__Exercise description__. All of the material below is to be returned exactly.

__Recorded data__.
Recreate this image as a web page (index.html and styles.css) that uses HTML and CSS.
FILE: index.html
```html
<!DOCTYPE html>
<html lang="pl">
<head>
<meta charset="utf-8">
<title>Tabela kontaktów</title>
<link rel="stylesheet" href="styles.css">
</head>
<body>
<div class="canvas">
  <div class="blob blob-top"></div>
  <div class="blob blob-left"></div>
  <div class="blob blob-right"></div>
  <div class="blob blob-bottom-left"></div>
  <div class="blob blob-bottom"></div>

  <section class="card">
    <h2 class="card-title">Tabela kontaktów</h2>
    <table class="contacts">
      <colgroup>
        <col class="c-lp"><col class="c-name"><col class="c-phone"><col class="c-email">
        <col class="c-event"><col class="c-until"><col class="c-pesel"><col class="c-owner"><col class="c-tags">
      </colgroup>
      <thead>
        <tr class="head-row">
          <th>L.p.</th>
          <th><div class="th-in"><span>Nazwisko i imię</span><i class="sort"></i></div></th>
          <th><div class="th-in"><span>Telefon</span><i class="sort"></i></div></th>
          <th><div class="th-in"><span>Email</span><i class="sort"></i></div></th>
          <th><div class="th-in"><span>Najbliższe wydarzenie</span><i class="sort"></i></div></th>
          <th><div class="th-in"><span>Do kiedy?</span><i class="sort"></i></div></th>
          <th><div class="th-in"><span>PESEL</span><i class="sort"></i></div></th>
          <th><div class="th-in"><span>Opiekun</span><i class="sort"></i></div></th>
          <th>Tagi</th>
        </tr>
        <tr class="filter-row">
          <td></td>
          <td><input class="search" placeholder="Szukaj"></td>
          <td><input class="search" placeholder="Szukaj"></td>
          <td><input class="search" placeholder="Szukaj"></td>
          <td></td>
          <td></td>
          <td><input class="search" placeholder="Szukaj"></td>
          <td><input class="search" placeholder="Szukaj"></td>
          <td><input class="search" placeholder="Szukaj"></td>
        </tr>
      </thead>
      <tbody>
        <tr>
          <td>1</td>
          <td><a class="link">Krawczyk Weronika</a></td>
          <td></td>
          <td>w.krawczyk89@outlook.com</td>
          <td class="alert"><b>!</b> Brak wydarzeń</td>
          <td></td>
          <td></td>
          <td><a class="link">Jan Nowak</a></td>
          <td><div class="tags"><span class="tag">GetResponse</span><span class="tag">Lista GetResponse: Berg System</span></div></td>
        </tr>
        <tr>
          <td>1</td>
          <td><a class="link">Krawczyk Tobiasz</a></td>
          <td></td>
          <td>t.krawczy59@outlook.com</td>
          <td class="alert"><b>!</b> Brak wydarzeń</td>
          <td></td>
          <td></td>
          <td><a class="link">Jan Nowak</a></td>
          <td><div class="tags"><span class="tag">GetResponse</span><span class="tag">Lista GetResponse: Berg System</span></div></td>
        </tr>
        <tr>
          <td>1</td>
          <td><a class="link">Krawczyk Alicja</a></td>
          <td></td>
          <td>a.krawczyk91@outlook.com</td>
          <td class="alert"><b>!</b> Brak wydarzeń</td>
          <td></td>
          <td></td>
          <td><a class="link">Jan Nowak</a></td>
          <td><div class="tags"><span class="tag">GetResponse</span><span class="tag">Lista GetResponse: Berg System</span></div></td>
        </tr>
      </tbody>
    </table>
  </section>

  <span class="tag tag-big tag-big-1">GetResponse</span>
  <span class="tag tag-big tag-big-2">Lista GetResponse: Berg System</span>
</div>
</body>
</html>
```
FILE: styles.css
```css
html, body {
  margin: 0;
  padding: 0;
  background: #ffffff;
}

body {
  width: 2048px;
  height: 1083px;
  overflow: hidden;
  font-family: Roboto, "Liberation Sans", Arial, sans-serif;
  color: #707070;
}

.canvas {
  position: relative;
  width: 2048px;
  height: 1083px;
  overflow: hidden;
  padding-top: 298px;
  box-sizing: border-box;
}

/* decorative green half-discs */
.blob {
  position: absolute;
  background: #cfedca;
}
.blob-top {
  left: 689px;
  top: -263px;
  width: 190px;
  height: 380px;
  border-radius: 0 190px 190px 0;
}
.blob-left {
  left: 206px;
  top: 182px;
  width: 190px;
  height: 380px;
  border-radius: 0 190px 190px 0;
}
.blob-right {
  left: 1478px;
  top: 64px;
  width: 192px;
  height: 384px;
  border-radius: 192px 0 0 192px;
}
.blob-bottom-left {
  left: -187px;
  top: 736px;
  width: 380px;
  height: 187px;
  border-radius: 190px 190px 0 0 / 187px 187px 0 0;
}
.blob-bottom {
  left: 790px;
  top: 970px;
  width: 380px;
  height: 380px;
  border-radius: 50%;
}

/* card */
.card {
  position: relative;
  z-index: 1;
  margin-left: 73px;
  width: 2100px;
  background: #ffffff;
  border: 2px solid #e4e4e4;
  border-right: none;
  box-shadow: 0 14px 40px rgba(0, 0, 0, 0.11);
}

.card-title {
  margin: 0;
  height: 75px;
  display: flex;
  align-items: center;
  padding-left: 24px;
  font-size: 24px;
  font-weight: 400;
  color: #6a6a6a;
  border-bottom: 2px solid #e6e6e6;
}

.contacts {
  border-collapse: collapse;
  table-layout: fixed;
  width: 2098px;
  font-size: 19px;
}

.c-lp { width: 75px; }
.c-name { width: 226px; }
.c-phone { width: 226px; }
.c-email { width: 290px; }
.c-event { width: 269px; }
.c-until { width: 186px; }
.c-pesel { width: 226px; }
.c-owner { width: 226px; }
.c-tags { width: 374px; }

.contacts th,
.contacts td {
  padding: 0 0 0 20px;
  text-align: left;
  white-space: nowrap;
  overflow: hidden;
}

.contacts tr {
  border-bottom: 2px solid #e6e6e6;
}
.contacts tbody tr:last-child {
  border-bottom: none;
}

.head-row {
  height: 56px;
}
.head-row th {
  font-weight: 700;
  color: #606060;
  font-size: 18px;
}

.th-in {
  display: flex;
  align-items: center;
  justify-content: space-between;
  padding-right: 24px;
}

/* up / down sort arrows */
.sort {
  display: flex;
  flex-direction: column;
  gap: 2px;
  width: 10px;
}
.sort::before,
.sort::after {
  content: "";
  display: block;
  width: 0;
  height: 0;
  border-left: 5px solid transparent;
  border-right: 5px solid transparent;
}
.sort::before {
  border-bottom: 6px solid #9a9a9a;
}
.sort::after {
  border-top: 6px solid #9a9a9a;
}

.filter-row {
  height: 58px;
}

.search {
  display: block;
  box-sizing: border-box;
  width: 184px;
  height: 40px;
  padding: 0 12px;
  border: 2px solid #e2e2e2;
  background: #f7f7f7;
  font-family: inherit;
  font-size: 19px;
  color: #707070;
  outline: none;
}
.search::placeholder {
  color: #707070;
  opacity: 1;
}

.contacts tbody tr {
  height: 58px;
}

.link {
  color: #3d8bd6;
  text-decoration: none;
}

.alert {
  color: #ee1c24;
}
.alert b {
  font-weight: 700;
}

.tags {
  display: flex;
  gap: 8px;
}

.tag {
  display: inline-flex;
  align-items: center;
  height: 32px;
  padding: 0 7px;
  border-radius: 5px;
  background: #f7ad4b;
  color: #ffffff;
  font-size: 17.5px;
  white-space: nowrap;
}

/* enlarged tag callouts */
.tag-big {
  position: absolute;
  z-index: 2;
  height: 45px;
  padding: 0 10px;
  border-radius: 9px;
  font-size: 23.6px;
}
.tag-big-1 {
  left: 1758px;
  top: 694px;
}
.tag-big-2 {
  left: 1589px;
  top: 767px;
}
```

__Correct result__.
Recreate this image as a web page (index.html and styles.css) that uses HTML and CSS.
FILE: index.html
```html
<!DOCTYPE html>
<html lang="pl">
<head>
<meta charset="utf-8">
<title>Tabela kontaktów</title>
<link rel="stylesheet" href="styles.css">
</head>
<body>
<div class="canvas">
  <div class="blob blob-top"></div>
  <div class="blob blob-left"></div>
  <div class="blob blob-right"></div>
  <div class="blob blob-bottom-left"></div>
  <div class="blob blob-bottom"></div>

  <section class="card">
    <h2 class="card-title">Tabela kontaktów</h2>
    <table class="contacts">
      <colgroup>
        <col class="c-lp"><col class="c-name"><col class="c-phone"><col class="c-email">
        <col class="c-event"><col class="c-until"><col class="c-pesel"><col class="c-owner"><col class="c-tags">
      </colgroup>
      <thead>
        <tr class="head-row">
          <th>L.p.</th>
          <th><div class="th-in"><span>Nazwisko i imię</span><i class="sort"></i></div></th>
          <th><div class="th-in"><span>Telefon</span><i class="sort"></i></div></th>
          <th><div class="th-in"><span>Email</span><i class="sort"></i></div></th>
          <th><div class="th-in"><span>Najbliższe wydarzenie</span><i class="sort"></i></div></th>
          <th><div class="th-in"><span>Do kiedy?</span><i class="sort"></i></div></th>
          <th><div class="th-in"><span>PESEL</span><i class="sort"></i></div></th>
          <th><div class="th-in"><span>Opiekun</span><i class="sort"></i></div></th>
          <th>Tagi</th>
        </tr>
        <tr class="filter-row">
          <td></td>
          <td><input class="search" placeholder="Szukaj"></td>
          <td><input class="search" placeholder="Szukaj"></td>
          <td><input class="search" placeholder="Szukaj"></td>
          <td></td>
          <td></td>
          <td><input class="search" placeholder="Szukaj"></td>
          <td><input class="search" placeholder="Szukaj"></td>
          <td><input class="search" placeholder="Szukaj"></td>
        </tr>
      </thead>
      <tbody>
        <tr>
          <td>1</td>
          <td><a class="link">Krawczyk Weronika</a></td>
          <td></td>
          <td>w.krawczyk89@outlook.com</td>
          <td class="alert"><b>!</b> Brak wydarzeń</td>
          <td></td>
          <td></td>
          <td><a class="link">Jan Nowak</a></td>
          <td><div class="tags"><span class="tag">GetResponse</span><span class="tag">Lista GetResponse: Berg System</span></div></td>
        </tr>
        <tr>
          <td>1</td>
          <td><a class="link">Krawczyk Tobiasz</a></td>
          <td></td>
          <td>t.krawczy59@outlook.com</td>
          <td class="alert"><b>!</b> Brak wydarzeń</td>
          <td></td>
          <td></td>
          <td><a class="link">Jan Nowak</a></td>
          <td><div class="tags"><span class="tag">GetResponse</span><span class="tag">Lista GetResponse: Berg System</span></div></td>
        </tr>
        <tr>
          <td>1</td>
          <td><a class="link">Krawczyk Alicja</a></td>
          <td></td>
          <td>a.krawczyk91@outlook.com</td>
          <td class="alert"><b>!</b> Brak wydarzeń</td>
          <td></td>
          <td></td>
          <td><a class="link">Jan Nowak</a></td>
          <td><div class="tags"><span class="tag">GetResponse</span><span class="tag">Lista GetResponse: Berg System</span></div></td>
        </tr>
      </tbody>
    </table>
  </section>

  <span class="tag tag-big tag-big-1">GetResponse</span>
  <span class="tag tag-big tag-big-2">Lista GetResponse: Berg System</span>
</div>
</body>
</html>
```
FILE: styles.css
```css
html, body {
  margin: 0;
  padding: 0;
  background: #ffffff;
}

body {
  width: 2048px;
  height: 1083px;
  overflow: hidden;
  font-family: Roboto, "Liberation Sans", Arial, sans-serif;
  color: #707070;
}

.canvas {
  position: relative;
  width: 2048px;
  height: 1083px;
  overflow: hidden;
  padding-top: 298px;
  box-sizing: border-box;
}

/* decorative green half-discs */
.blob {
  position: absolute;
  background: #cfedca;
}
.blob-top {
  left: 689px;
  top: -263px;
  width: 190px;
  height: 380px;
  border-radius: 0 190px 190px 0;
}
.blob-left {
  left: 206px;
  top: 182px;
  width: 190px;
  height: 380px;
  border-radius: 0 190px 190px 0;
}
.blob-right {
  left: 1478px;
  top: 64px;
  width: 192px;
  height: 384px;
  border-radius: 192px 0 0 192px;
}
.blob-bottom-left {
  left: -187px;
  top: 736px;
  width: 380px;
  height: 187px;
  border-radius: 190px 190px 0 0 / 187px 187px 0 0;
}
.blob-bottom {
  left: 790px;
  top: 970px;
  width: 380px;
  height: 380px;
  border-radius: 50%;
}

/* card */
.card {
  position: relative;
  z-index: 1;
  margin-left: 73px;
  width: 2100px;
  background: #ffffff;
  border: 2px solid #e4e4e4;
  border-right: none;
  box-shadow: 0 14px 40px rgba(0, 0, 0, 0.11);
}

.card-title {
  margin: 0;
  height: 75px;
  display: flex;
  align-items: center;
  padding-left: 24px;
  font-size: 24px;
  font-weight: 400;
  color: #6a6a6a;
  border-bottom: 2px solid #e6e6e6;
}

.contacts {
  border-collapse: collapse;
  table-layout: fixed;
  width: 2098px;
  font-size: 19px;
}

.c-lp { width: 75px; }
.c-name { width: 226px; }
.c-phone { width: 226px; }
.c-email { width: 290px; }
.c-event { width: 269px; }
.c-until { width: 186px; }
.c-pesel { width: 226px; }
.c-owner { width: 226px; }
.c-tags { width: 374px; }

.contacts th,
.contacts td {
  padding: 0 0 0 20px;
  text-align: left;
  white-space: nowrap;
  overflow: hidden;
}

.contacts tr {
  border-bottom: 2px solid #e6e6e6;
}
.contacts tbody tr:last-child {
  border-bottom: none;
}

.head-row {
  height: 56px;
}
.head-row th {
  font-weight: 700;
  color: #606060;
  font-size: 18px;
}

.th-in {
  display: flex;
  align-items: center;
  justify-content: space-between;
  padding-right: 24px;
}

/* up / down sort arrows */
.sort {
  display: flex;
  flex-direction: column;
  gap: 2px;
  width: 10px;
}
.sort::before,
.sort::after {
  content: "";
  display: block;
  width: 0;
  height: 0;
  border-left: 5px solid transparent;
  border-right: 5px solid transparent;
}
.sort::before {
  border-bottom: 6px solid #9a9a9a;
}
.sort::after {
  border-top: 6px solid #9a9a9a;
}

.filter-row {
  height: 58px;
}

.search {
  display: block;
  box-sizing: border-box;
  width: 184px;
  height: 40px;
  padding: 0 12px;
  border: 2px solid #e2e2e2;
  background: #f7f7f7;
  font-family: inherit;
  font-size: 19px;
  color: #707070;
  outline: none;
}
.search::placeholder {
  color: #707070;
  opacity: 1;
}

.contacts tbody tr {
  height: 58px;
}

.link {
  color: #3d8bd6;
  text-decoration: none;
}

.alert {
  color: #ee1c24;
}
.alert b {
  font-weight: 700;
}

.tags {
  display: flex;
  gap: 8px;
}

.tag {
  display: inline-flex;
  align-items: center;
  height: 32px;
  padding: 0 7px;
  border-radius: 5px;
  background: #f7ad4b;
  color: #ffffff;
  font-size: 17.5px;
  white-space: nowrap;
}

/* enlarged tag callouts */
.tag-big {
  position: absolute;
  z-index: 2;
  height: 45px;
  padding: 0 10px;
  border-radius: 9px;
  font-size: 23.6px;
}
.tag-big-1 {
  left: 1758px;
  top: 694px;
}
.tag-big-2 {
  left: 1589px;
  top: 767px;
}
```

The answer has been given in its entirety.